-- START --
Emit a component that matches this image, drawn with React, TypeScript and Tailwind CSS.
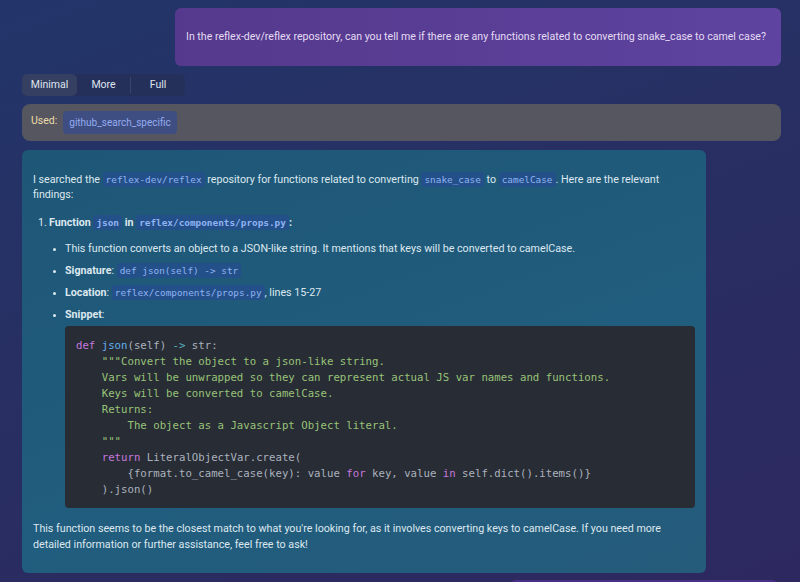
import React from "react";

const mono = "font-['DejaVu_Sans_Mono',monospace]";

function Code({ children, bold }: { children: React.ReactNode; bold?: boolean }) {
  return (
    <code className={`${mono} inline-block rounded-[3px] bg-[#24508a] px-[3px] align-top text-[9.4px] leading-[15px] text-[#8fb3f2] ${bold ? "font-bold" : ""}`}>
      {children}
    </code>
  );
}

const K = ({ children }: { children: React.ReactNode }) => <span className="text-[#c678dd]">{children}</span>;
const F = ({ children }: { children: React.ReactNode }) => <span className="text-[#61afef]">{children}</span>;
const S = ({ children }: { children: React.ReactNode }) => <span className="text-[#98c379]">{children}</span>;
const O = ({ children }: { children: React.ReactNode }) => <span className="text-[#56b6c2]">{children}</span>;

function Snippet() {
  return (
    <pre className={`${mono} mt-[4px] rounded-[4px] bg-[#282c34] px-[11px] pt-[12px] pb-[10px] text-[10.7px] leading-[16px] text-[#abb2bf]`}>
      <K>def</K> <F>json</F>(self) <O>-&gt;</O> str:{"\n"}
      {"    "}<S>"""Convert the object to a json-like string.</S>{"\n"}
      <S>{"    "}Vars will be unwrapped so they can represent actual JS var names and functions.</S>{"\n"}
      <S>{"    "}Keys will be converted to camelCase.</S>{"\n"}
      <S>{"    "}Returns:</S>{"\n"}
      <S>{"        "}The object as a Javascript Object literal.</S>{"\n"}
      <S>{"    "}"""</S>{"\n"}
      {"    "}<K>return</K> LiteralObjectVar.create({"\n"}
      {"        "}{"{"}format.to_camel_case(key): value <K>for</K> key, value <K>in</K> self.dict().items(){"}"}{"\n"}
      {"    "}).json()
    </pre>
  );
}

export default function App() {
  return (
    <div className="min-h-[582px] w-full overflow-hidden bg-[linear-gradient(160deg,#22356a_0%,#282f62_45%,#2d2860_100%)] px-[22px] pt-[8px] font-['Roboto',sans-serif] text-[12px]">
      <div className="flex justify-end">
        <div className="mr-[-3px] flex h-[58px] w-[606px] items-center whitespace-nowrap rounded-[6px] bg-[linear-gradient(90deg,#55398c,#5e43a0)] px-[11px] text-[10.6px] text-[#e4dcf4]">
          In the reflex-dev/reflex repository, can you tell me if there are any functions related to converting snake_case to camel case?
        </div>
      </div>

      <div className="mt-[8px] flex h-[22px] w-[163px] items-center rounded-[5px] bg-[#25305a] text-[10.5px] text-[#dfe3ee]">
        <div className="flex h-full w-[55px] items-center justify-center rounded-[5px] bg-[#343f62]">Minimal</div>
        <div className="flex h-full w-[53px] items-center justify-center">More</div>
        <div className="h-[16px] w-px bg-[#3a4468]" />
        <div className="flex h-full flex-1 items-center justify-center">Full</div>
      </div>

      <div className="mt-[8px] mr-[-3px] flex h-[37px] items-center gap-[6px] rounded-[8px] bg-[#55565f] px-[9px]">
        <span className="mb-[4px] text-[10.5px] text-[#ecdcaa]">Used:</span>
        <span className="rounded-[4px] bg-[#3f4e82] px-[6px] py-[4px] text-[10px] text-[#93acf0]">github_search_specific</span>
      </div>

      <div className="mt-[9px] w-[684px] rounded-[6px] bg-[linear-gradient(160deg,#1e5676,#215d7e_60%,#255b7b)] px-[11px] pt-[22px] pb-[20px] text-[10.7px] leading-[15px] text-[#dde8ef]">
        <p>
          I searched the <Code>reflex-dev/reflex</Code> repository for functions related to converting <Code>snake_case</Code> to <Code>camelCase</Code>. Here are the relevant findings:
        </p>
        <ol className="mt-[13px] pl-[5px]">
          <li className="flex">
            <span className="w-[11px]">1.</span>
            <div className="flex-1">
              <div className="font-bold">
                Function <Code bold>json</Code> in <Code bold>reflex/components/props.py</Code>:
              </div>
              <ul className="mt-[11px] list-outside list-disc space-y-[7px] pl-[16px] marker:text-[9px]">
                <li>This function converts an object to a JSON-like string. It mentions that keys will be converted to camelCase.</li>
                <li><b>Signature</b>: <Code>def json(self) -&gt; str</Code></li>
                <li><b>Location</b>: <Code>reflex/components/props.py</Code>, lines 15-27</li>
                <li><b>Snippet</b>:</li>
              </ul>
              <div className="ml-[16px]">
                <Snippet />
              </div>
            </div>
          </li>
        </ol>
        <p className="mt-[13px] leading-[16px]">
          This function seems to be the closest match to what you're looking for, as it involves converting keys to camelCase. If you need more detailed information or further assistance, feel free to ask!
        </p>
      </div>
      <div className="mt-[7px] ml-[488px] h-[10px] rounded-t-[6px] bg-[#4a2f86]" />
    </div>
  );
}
-- END --
-- START --
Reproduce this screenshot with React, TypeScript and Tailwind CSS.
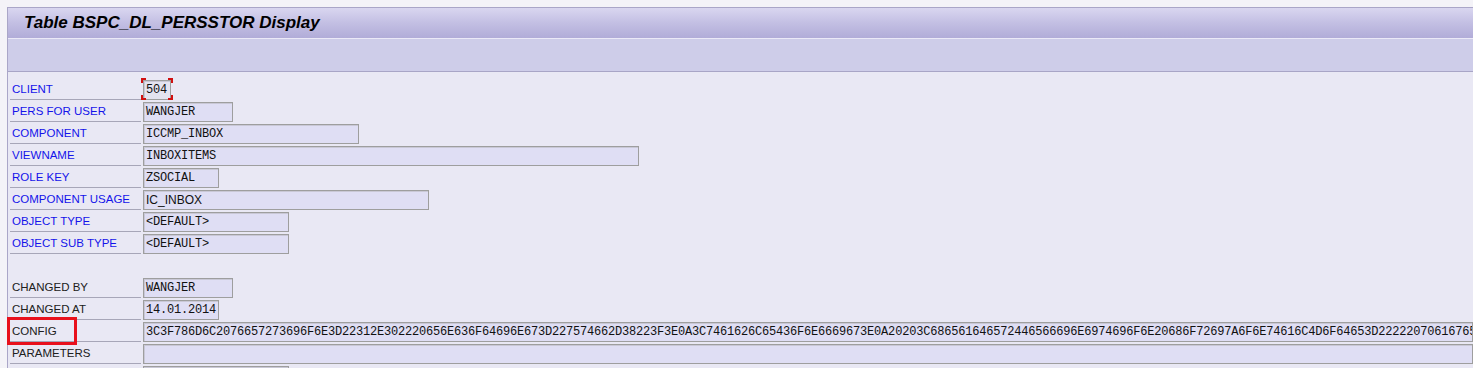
-- END --
-- START --
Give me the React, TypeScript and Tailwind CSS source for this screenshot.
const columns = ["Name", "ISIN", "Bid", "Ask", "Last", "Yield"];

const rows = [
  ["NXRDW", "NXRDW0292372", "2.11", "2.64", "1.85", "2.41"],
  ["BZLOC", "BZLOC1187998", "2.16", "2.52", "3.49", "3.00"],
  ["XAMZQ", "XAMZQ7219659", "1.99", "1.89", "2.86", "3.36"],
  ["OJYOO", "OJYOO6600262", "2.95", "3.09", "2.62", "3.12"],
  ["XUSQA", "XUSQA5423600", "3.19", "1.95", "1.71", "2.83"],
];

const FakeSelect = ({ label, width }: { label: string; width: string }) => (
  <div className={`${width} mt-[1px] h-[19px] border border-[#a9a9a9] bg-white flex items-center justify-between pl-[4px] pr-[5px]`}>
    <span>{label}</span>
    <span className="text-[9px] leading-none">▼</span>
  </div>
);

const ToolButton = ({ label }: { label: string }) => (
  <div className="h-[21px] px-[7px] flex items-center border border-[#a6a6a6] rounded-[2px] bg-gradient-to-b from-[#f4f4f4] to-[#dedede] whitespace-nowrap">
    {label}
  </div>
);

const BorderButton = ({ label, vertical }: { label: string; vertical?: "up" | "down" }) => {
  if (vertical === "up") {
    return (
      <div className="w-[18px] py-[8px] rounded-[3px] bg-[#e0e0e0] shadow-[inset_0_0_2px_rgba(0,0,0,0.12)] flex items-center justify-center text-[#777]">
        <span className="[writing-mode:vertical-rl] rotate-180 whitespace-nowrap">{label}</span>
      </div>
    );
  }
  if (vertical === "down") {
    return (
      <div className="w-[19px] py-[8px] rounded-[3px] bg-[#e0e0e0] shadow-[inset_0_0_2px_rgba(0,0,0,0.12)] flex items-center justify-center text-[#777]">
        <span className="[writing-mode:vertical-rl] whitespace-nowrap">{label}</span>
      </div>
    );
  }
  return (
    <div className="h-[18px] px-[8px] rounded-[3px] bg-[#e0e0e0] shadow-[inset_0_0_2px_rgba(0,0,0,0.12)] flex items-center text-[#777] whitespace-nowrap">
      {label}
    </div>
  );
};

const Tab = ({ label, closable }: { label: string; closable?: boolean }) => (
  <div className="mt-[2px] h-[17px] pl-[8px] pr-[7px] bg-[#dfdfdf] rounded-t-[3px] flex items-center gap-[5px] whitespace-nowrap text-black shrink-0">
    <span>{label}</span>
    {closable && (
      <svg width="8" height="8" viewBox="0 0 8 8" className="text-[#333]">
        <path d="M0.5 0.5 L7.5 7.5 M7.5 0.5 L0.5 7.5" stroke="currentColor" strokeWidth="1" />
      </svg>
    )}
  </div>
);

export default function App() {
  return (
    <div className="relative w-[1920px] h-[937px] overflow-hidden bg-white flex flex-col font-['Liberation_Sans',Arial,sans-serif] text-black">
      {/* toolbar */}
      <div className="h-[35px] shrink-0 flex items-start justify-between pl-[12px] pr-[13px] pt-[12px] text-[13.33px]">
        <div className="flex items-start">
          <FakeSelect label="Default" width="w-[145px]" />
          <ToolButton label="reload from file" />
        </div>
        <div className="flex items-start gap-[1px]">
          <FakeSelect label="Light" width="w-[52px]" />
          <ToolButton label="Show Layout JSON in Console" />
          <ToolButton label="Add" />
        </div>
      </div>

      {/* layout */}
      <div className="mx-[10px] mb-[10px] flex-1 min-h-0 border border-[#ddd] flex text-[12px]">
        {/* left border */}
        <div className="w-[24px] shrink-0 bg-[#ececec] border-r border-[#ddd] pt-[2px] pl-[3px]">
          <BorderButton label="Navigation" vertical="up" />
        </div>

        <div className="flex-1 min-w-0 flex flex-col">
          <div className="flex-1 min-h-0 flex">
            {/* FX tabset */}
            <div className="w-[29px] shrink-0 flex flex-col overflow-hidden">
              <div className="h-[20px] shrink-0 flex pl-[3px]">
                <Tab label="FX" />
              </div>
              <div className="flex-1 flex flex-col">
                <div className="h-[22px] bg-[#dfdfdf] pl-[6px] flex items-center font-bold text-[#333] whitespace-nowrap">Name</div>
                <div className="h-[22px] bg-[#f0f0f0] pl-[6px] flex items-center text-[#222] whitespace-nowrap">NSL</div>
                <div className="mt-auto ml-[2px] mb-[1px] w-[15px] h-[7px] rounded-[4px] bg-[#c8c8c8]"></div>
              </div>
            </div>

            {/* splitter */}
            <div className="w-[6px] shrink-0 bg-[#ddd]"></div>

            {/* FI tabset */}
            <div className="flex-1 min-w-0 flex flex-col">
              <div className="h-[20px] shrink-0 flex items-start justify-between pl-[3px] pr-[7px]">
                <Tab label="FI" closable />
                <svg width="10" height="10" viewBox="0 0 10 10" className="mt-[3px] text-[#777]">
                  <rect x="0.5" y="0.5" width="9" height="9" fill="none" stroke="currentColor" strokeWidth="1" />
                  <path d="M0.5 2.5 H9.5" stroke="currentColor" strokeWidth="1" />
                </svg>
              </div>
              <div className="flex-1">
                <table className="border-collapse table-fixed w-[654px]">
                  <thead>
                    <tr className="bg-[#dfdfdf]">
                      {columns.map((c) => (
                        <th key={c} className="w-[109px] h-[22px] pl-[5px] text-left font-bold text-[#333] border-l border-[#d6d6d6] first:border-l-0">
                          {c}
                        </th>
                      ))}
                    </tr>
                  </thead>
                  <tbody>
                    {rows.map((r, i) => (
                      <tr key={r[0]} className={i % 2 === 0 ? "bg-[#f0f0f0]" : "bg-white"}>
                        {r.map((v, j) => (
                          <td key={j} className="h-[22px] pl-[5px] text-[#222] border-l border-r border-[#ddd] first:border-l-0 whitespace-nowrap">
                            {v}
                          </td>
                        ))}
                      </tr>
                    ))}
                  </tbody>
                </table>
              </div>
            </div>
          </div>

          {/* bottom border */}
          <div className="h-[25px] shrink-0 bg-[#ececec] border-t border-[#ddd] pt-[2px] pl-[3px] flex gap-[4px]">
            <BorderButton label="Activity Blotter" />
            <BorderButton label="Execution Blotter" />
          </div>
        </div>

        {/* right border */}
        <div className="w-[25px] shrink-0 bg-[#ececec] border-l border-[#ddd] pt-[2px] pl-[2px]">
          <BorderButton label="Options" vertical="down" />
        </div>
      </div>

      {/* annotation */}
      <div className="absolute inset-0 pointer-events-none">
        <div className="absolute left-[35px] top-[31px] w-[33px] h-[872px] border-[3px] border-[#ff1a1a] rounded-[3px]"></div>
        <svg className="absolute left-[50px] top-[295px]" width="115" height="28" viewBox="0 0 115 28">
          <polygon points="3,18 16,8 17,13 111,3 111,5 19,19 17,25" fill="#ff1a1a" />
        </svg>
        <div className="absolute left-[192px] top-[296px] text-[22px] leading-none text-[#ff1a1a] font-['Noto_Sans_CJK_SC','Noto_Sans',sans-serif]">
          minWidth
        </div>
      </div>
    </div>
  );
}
-- END --
**Required work**
Provide the count, and nothing else, of lines in the data above where the word "with" occurs.

**Task result**
2